117th Associate Justice of the Supreme Court of the Philippines
- In office January 12, 1987 – April 7, 1995
- Nominated by: Corazon Aquino
- Preceded by: Lino Patajo
- Succeeded by: Regino C. Hermosisima, Jr.

Personal details
- Born: April 7, 1925 Sitangkai, Sulu, Philippine Islands
- Died: February 2, 1999 (aged 73) Manila, Philippines
- Party: PPP (GA; 1950s)
- Education: University of the Philippines

= Abdulwahid Bidin =

Abdulwahid A. Bidin (April 7, 1925 - February 2, 1999) was a Filipino lawyer who served as Associate Justice of the Supreme Court of the Philippines.
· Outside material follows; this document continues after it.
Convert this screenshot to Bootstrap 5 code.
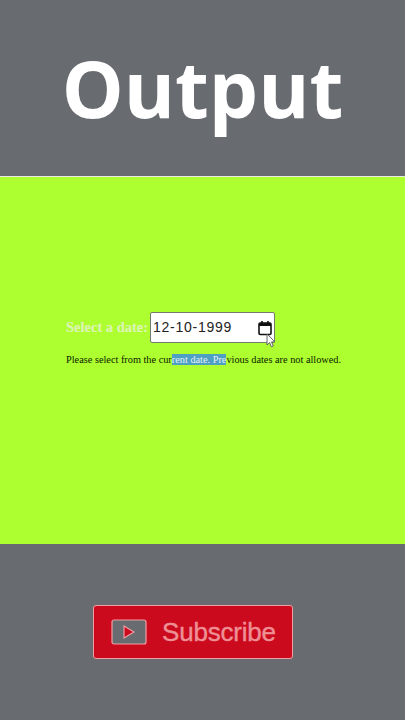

Appointed by President Corazon Aquino in 1987, he was the first Filipino Muslim named to the country's Supreme Court.

==Early life==
Born in Tawi-Tawi, Bidin finished his elementary education in Tawi-Tawi and his high school education in Sulu. He fought with the resistance movement against the Japanese Occupation during World War II, and after attended the University of the Philippines as a government scholar, and eventually earned his law degree from the university's College of Law.

Bidin returned to Sulu and spent the next few years in private practice. From 1956 to 1959, he was an elected member of the Sulu Provincial Board as member of the Grand Alliance.

==Judicial career==
Bidin first entered the judiciary in 1968, when he was appointed trial judge in Zamboanga City. He was cited by the Integrated Bar of the Philippines as the Most Outstanding Trial Court Judge for 1979.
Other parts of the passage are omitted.